Bench marking and Home growing/ Responsiveness
1. Single definition of unfair discrimination in a chapter where race, gender and disability examples are also provided and wording that links the examples to main definition and the possibility of discrimination on more than one ground, is included
2. Single definition of unfair discrimination in the definitions section, with examples on gender, race and disability under it.
3. Single definition of unfair discrimination in definitions and examples of unfair discrimination on the basis of race, gender and disability in a separate chapter on "Designated Groups"
4. Single definition only. Examples will follow later by way of schedules.
Unfair discrimination means any act or omission, including a policy, law, rule, practice, condition or situation which is aimed at or has the effect of:
(a) undermining on the basis of one or more of the prohibited grounds, the equal enjoyment of human rights including human dignity and access to opportunities in all areas of life to a person or group of persons.

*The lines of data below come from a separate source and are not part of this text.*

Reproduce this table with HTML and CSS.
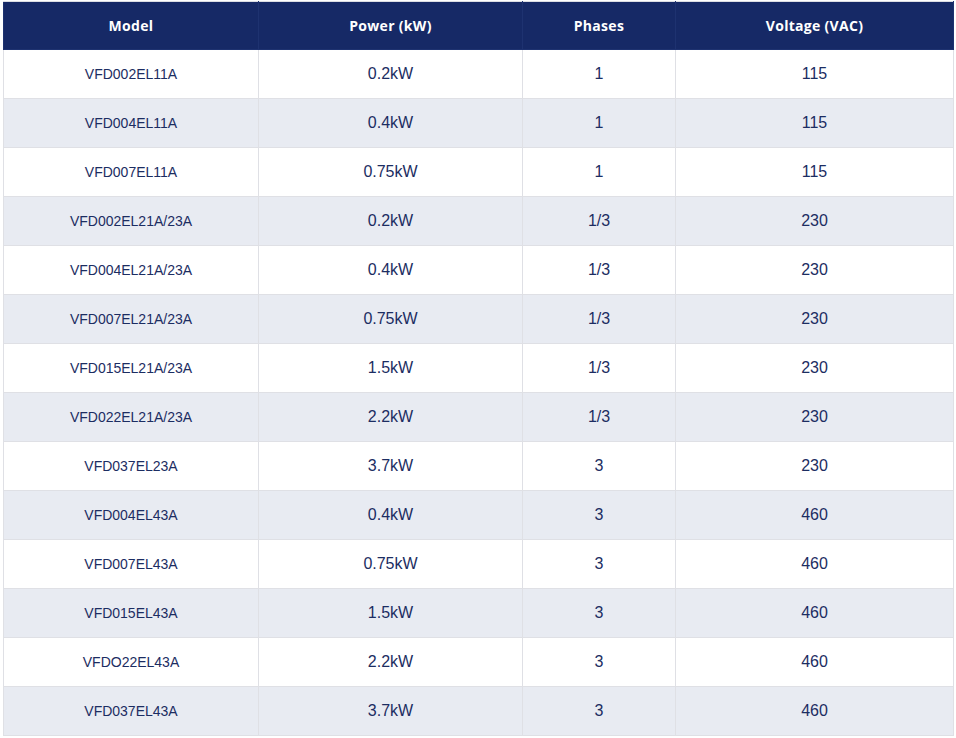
FILE: index.html
```html
<!DOCTYPE html>
<html lang="en">
<head>
<meta charset="utf-8">
<title>VFD-EL Models</title>
<link rel="stylesheet" href="styles.css">
</head>
<body>
<div class="wrap">
<table class="spec">
  <colgroup>
    <col class="c1"><col class="c2"><col class="c3"><col class="c4">
  </colgroup>
  <thead>
    <tr><th>Model</th><th>Power (kW)</th><th>Phases</th><th>Voltage (VAC)</th></tr>
  </thead>
  <tbody>
    <tr><td class="model">VFD002EL11A</td><td>0.2kW</td><td>1</td><td>115</td></tr>
    <tr><td class="model">VFD004EL11A</td><td>0.4kW</td><td>1</td><td>115</td></tr>
    <tr><td class="model">VFD007EL11A</td><td>0.75kW</td><td>1</td><td>115</td></tr>
    <tr><td class="model">VFD002EL21A/23A</td><td>0.2kW</td><td>1/3</td><td>230</td></tr>
    <tr><td class="model">VFD004EL21A/23A</td><td>0.4kW</td><td>1/3</td><td>230</td></tr>
    <tr><td class="model">VFD007EL21A/23A</td><td>0.75kW</td><td>1/3</td><td>230</td></tr>
    <tr><td class="model">VFD015EL21A/23A</td><td>1.5kW</td><td>1/3</td><td>230</td></tr>
    <tr><td class="model">VFD022EL21A/23A</td><td>2.2kW</td><td>1/3</td><td>230</td></tr>
    <tr><td class="model">VFD037EL23A</td><td>3.7kW</td><td>3</td><td>230</td></tr>
    <tr><td class="model">VFD004EL43A</td><td>0.4kW</td><td>3</td><td>460</td></tr>
    <tr><td class="model">VFD007EL43A</td><td>0.75kW</td><td>3</td><td>460</td></tr>
    <tr><td class="model">VFD015EL43A</td><td>1.5kW</td><td>3</td><td>460</td></tr>
    <tr><td class="model">VFDO22EL43A</td><td>2.2kW</td><td>3</td><td>460</td></tr>
    <tr><td class="model">VFD037EL43A</td><td>3.7kW</td><td>3</td><td>460</td></tr>
  </tbody>
</table>
</div>
</body>
</html>
```
FILE: styles.css
```css
html, body {
  margin: 0;
  padding: 0;
  background: #ffffff;
}
.wrap {
  padding: 1px 3px 0 3px;
}
.spec {
  width: 950px;
  border-collapse: collapse;
  table-layout: fixed;
  border: 1px solid #dcdde3;
  font-family: "Liberation Sans", Arial, sans-serif;
  color: #1c2d62;
}
.c1 { width: 255px; }
.c2 { width: 264px; }
.c3 { width: 153px; }
.c4 { width: 278px; }
.spec th {
  background: #162966;
  color: #ffffff;
  font-family: "Open Sans", "DejaVu Sans", sans-serif;
  font-weight: 700;
  font-size: 14px;
  letter-spacing: 0.3px;
  height: 47px;
  padding: 0;
  text-align: center;
  vertical-align: middle;
  border: 1px solid #1e3270;
  border-top-color: #dcdde3;
}
.spec td {
  height: 48px;
  padding: 0;
  text-align: center;
  vertical-align: middle;
  font-size: 16px;
  border: 1px solid #dfe0e5;
}
.spec td.model {
  font-size: 14px;
}
.spec tbody tr:nth-child(even) td {
  background: #e8ebf2;
}
```
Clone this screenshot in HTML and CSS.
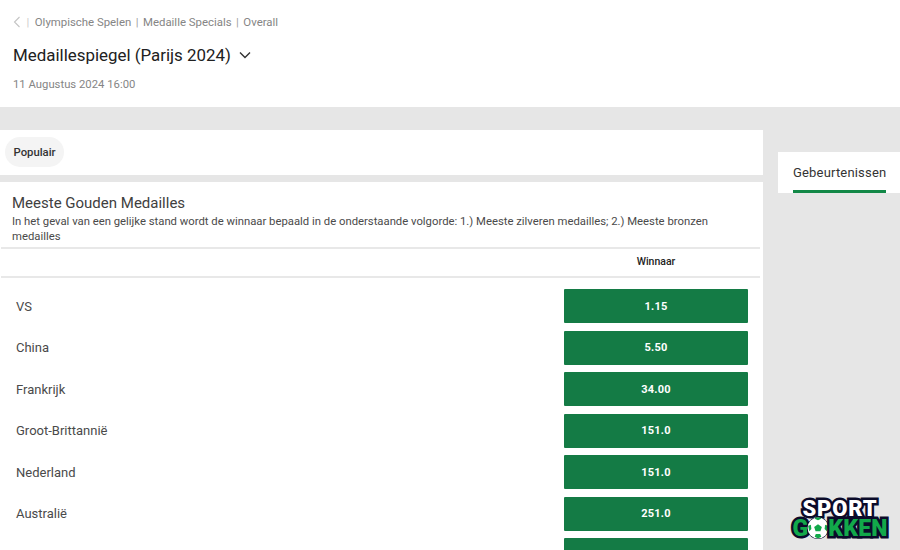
FILE: index.html
```html
<!DOCTYPE html>
<html lang="nl">
<head>
    <meta charset="UTF-8">
    <meta name="viewport" content="width=device-width, initial-scale=1.0">
    <title>Medaillespiegel (Parijs 2024)</title>
    <link rel="stylesheet" href="styles.css">
</head>
<body>

    <header class="page-header">
        <nav class="crumbs">
            <svg class="crumb-back" width="8" height="12" viewBox="0 0 8 12"><path d="M6.5 1 L1.5 6 L6.5 11" fill="none" stroke="#c4c4c4" stroke-width="1.1"/></svg>
            <span class="crumb-sep first">|</span>
            <span>Olympische Spelen</span>
            <span class="crumb-sep">|</span>
            <span>Medaille Specials</span>
            <span class="crumb-sep">|</span>
            <span>Overall</span>
        </nav>
        <div class="event-title">
            <h1>Medaillespiegel (Parijs 2024)</h1>
            <svg width="12" height="8" viewBox="0 0 12 8"><path d="M1 1.5 L6 6.5 L11 1.5" fill="none" stroke="#333" stroke-width="1.4"/></svg>
        </div>
        <div class="event-date">11 Augustus 2024 16:00</div>
    </header>

    <div class="layout">
        <main class="main-col">
            <div class="card filter-card">
                <span class="chip">Populair</span>
            </div>

            <section class="card market">
                <div class="market-head">
                    <h2>Meeste Gouden Medailles</h2>
                    <p>In het geval van een gelijke stand wordt de winnaar bepaald in de onderstaande volgorde: 1.) Meeste zilveren medailles; 2.) Meeste bronzen medailles</p>
                </div>
                <div class="col-head"><span>Winnaar</span></div>
                <div class="rows">
                    <div class="row"><span class="name">VS</span><button class="odd">1.15</button></div>
                    <div class="row"><span class="name">China</span><button class="odd">5.50</button></div>
                    <div class="row"><span class="name">Frankrijk</span><button class="odd">34.00</button></div>
                    <div class="row"><span class="name">Groot-Brittannië</span><button class="odd">151.0</button></div>
                    <div class="row"><span class="name">Nederland</span><button class="odd">151.0</button></div>
                    <div class="row"><span class="name">Australië</span><button class="odd">251.0</button></div>
                    <div class="row"><span class="name"></span><button class="odd"></button></div>
                </div>
            </section>
        </main>

        <aside class="side-col">
            <div class="tab-card">
                <span class="tab">Gebeurtenissen</span>
            </div>
        </aside>
    </div>

    <div class="logo">
        <div class="logo-top">SPORT</div>
        <div class="logo-bottom">
            <span>G</span>
            <svg class="ball" width="22" height="22" viewBox="0 0 20 20">
                <circle cx="10" cy="10" r="9.5" fill="#fff" stroke="#0b0b2a" stroke-width="1"/>
                <path d="M10 6.5 L13.5 9 L12.2 13 L7.8 13 L6.5 9 Z" fill="#12a84a"/>
                <path d="M7 1.5 L10 3 L13 1.5 L12 0.5 L8 0.5 Z M1 8 L3.5 7 L4 11 L2 13 Z M19 8 L16.5 7 L16 11 L18 13 Z M7 18 L8 15.5 L12 15.5 L13 18 L10 19.5 Z" fill="#12a84a"/>
            </svg>
            <span>KKEN</span>
        </div>
    </div>

</body>
</html>
```

FILE: styles.css
```css
:root {
    --page-bg: #e6e6e6;
    --green: #147b45;
    --tab-green: #128847;
    --line: #e8e8e8;
    --text: #404040;
    --muted: #858585;
}
html, body {
    height: 550px;
    overflow: hidden;
}
body {
    margin: 0;
    background-color: var(--page-bg);
    font-family: Roboto, "Liberation Sans", sans-serif;
    color: var(--text);
}
.page-header {
    background: #fff;
    height: 107px;
    padding: 15px 13px 0;
    box-sizing: border-box;
}
.crumbs {
    display: flex;
    align-items: center;
    gap: 4.5px;
    height: 14px;
    font-size: 11.4px;
    color: var(--muted);
}
.crumb-back {
    margin-right: 1px;
}
.crumb-sep {
    color: #a0a0a0;
}
.crumb-sep.first {
    color: #ccc;
    margin-right: 1px;
}
.event-title {
    display: flex;
    align-items: center;
    gap: 8px;
    margin-top: 10px;
}
.event-title h1 {
    margin: 0;
    font-size: 16.9px;
    font-weight: 400;
    line-height: 32px;
    color: #212121;
}
.event-date {
    margin-top: 6px;
    font-size: 11.3px;
    line-height: 16px;
    color: var(--muted);
}
.layout {
    display: flex;
    align-items: flex-start;
    padding-top: 23px;
}
.main-col {
    width: 763px;
    flex: none;
}
.card {
    background: #fff;
}
.filter-card {
    height: 45px;
    margin-bottom: 7px;
    padding: 7px 5px 0;
    box-sizing: border-box;
}
.chip {
    display: inline-block;
    height: 30px;
    line-height: 31px;
    padding: 0 8.5px;
    border-radius: 15px;
    background: #f4f4f4;
    font-size: 11.3px;
    font-weight: 500;
    color: #333;
}
.market-head {
    padding: 12px 12px 3px;
}
.market-head h2 {
    margin: 0;
    font-size: 15px;
    font-weight: 400;
    line-height: 18px;
    color: #404040;
}
.market-head p {
    margin: 2px 30px 0 0;
    font-size: 11.3px;
    line-height: 15px;
    color: #4a4a4a;
}
.col-head {
    display: flex;
    justify-content: flex-end;
    width: 759px;
    margin-left: 1px;
    height: 31px;
    box-sizing: border-box;
    border-top: 2px solid var(--line);
    border-bottom: 2px solid var(--line);
    padding-right: 12px;
}
.col-head span {
    width: 184px;
    text-align: center;
    font-size: 10.5px;
    font-weight: 500;
    line-height: 26px;
    color: #222;
}
.rows {
    display: flex;
    flex-direction: column;
    gap: 7.5px;
    padding: 11px 15px 0 16px;
}
.row {
    display: flex;
    justify-content: space-between;
    align-items: center;
}
.name {
    font-size: 13px;
    color: #4a4a4a;
}
.odd {
    width: 184px;
    height: 34px;
    padding: 0;
    border: none;
    border-radius: 1px;
    background-color: var(--green);
    color: #fff;
    font-family: inherit;
    font-size: 11px;
    font-weight: 700;
    letter-spacing: 0.2px;
}
.side-col {
    margin: 22px 0 0 15px;
    flex: 1;
}
.tab-card {
    background: #fff;
    height: 41px;
    padding-left: 15px;
}
.tab {
    display: inline-block;
    height: 41px;
    box-sizing: border-box;
    padding-top: 13px;
    border-bottom: 3px solid var(--tab-green);
    font-size: 13px;
    font-weight: 400;
    letter-spacing: 0.18px;
    color: #333;
}
/* watermark in the corner, sits over the page */
.logo {
    position: absolute;
    right: 11px;
    bottom: 12px;
    width: 98px;
    text-align: center;
    font-family: Roboto, "Liberation Sans", sans-serif;
    font-weight: 900;
}
.logo-top, .logo-bottom {
    paint-order: stroke fill;
    -webkit-text-stroke: 5px #0b0b2a;
}
.logo-top {
    font-size: 22px;
    letter-spacing: 0.8px;
    color: #fff;
    line-height: 19px;
}
.logo-bottom {
    display: flex;
    justify-content: center;
    align-items: center;
    height: 20px;
    font-size: 23px;
    letter-spacing: 0.2px;
    color: #12a84a;
}
.ball {
    flex: none;
    margin: 0 -1px;
}
```
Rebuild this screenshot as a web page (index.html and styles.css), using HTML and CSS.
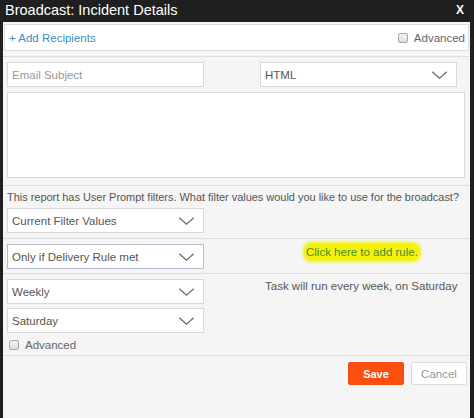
FILE: index.html
```html
<!DOCTYPE html>
<html>
<head>
<meta charset="utf-8">
<link rel="stylesheet" href="styles.css">
</head>
<body>
<div class="dialog">
  <div class="titlebar">
    <span class="title">Broadcast: Incident Details</span>
    <span class="close">X</span>
  </div>
  <div class="content">
    <div class="recipients">
      <span class="add-link">+ Add Recipients</span>
      <label class="check"><span class="box"></span>Advanced</label>
    </div>
    <div class="section sec-email">
      <div class="row-two">
        <div class="field input placeholder">Email Subject</div>
        <div class="field select"><span>HTML</span><svg class="chev" viewBox="0 0 20 10"><path d="M1 1 L10 9 L19 1" /></svg></div>
      </div>
      <div class="textarea"></div>
    </div>
    <div class="section sec-filter">
      <p class="note">This report has User Prompt filters. What filter values would you like to use for the broadcast?</p>
      <div class="field select"><span>Current Filter Values</span><svg class="chev" viewBox="0 0 20 10"><path d="M1 1 L10 9 L19 1" /></svg></div>
    </div>
    <div class="section sec-rule">
      <div class="field select focus"><span>Only if Delivery Rule met</span><svg class="chev" viewBox="0 0 20 10"><path d="M1 1 L10 9 L19 1" /></svg></div>
      <div class="rule-link"><span class="hl">Click here to add rule.</span></div>
    </div>
    <div class="section sec-sched">
      <div class="sched-left">
        <div class="field select"><span>Weekly</span><svg class="chev" viewBox="0 0 20 10"><path d="M1 1 L10 9 L19 1" /></svg></div>
        <div class="field select"><span>Saturday</span><svg class="chev" viewBox="0 0 20 10"><path d="M1 1 L10 9 L19 1" /></svg></div>
        <label class="check check-adv"><span class="box"></span>Advanced</label>
      </div>
      <div class="sched-note">Task will run every week, on Saturday</div>
    </div>
    <div class="actions">
      <button class="btn save">Save</button>
      <button class="btn cancel">Cancel</button>
    </div>
  </div>
</div>
</body>
</html>
```
FILE: styles.css
```css
* { box-sizing: border-box; }
html, body { margin: 0; padding: 0; }
body {
  width: 474px;
  height: 418px;
  overflow: hidden;
  font-family: "Liberation Sans", Arial, sans-serif;
  background: #1c1c1c;
}
.dialog {
  width: 474px;
  height: 418px;
  background: #1f1f1f;
  padding: 0 4px 0 3px;
  display: flex;
  flex-direction: column;
}
.titlebar {
  height: 22px;
  display: flex;
  align-items: center;
  justify-content: space-between;
  color: #fff;
  padding: 0 6px 2px 2px;
}
.title { font-size: 14.5px; }
.close { font-size: 12px; font-weight: bold; }
.content {
  flex: 1;
  background: #f5f5f5;
  padding: 2px 0 0 0;
}
.recipients {
  margin: 0 1px 0 1px;
  height: 27px;
  background: #fff;
  border: 1px solid #dcdcdc;
  display: flex;
  align-items: center;
  justify-content: space-between;
  padding: 0 3px 0 4px;
}
.add-link { color: #3d8dbf; font-size: 11.5px; }
.check {
  display: flex;
  align-items: center;
  color: #666;
  font-size: 11.5px;
}
.box {
  width: 10px;
  height: 10px;
  border: 1px solid #a8a8a8;
  border-radius: 2px;
  background: linear-gradient(#f4f4f4, #dedede);
  margin-right: 6px;
}
.section {
  border-top: 1px solid #dedede;
  padding: 0 4px 0 4px;
}
.sec-email { margin-top: 5px; padding-top: 5px; padding-bottom: 7px; }
.row-two { display: flex; justify-content: space-between; padding-right: 9px; }
.field {
  width: 197px;
  height: 25px;
  background: #fff;
  border: 1px solid #d8d8d8;
  display: flex;
  align-items: center;
  justify-content: space-between;
  padding: 0 8px 0 4px;
  font-size: 11.5px;
  color: #555;
}
.placeholder { color: #999; }
.chev { width: 17px; height: 8px; fill: none; stroke: #666; stroke-width: 1.5; }
.textarea {
  margin-top: 5px;
  height: 86px;
  background: #fff;
  border: 1px solid #d8d8d8;
  margin-right: 1px;
}
.sec-filter { padding-top: 5px; padding-bottom: 5px; }
.note { margin: 0 0 5px 0; font-size: 11px; letter-spacing: -0.03px; color: #555; white-space: nowrap; }
.sec-rule { display: flex; padding-top: 5px; padding-bottom: 4px; }
.focus { border-color: #b9bcce; }
.rule-link { padding-left: 101px; padding-top: 2px; font-size: 11.5px; }
.hl {
  color: #4c8a2c;
  background: #f2f20c;
  padding: 2px 1px;
  border-radius: 6px;
  box-shadow: 0 0 3px 2px #f2f20c;
}
.sec-sched { display: flex; padding-top: 5px; padding-bottom: 4px; }
.sched-left { display: flex; flex-direction: column; gap: 4px; }
.check-adv { padding-left: 2px; padding-top: 2px; }
.sched-note { padding-left: 61px; padding-top: 1px; font-size: 11.5px; color: #555; }
.actions {
  border-top: 1px solid #dedede;
  display: flex;
  justify-content: flex-end;
  gap: 7px;
  padding: 6px 3px 0 0;
}
.btn {
  height: 23px;
  width: 56px;
  font-family: inherit;
  font-size: 11.5px;
  border-radius: 2px;
}
.save { background: #fc4e0f; color: #fff; border: 1px solid #f04a10; font-weight: bold; font-size: 11px; }
.cancel { background: #fff; color: #999; border: 1px solid #dcdcdc; }
```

(b) creating or sustaining systemic forms of inequality and disadvantage that prevent persons or group of persons identified by one or more of the prohibited grounds, from developing their full human potential and participating fully in society.
(c) perpetuating the social consequences of past discrimination particularly on the ground of race, gender and disability.
(d) failure to accommodate the needs of or enable any person or group of persons, identified by one or more of the prohibited grounds, to enjoy full and equal access to or participate or advance equally, in any areas or sectors.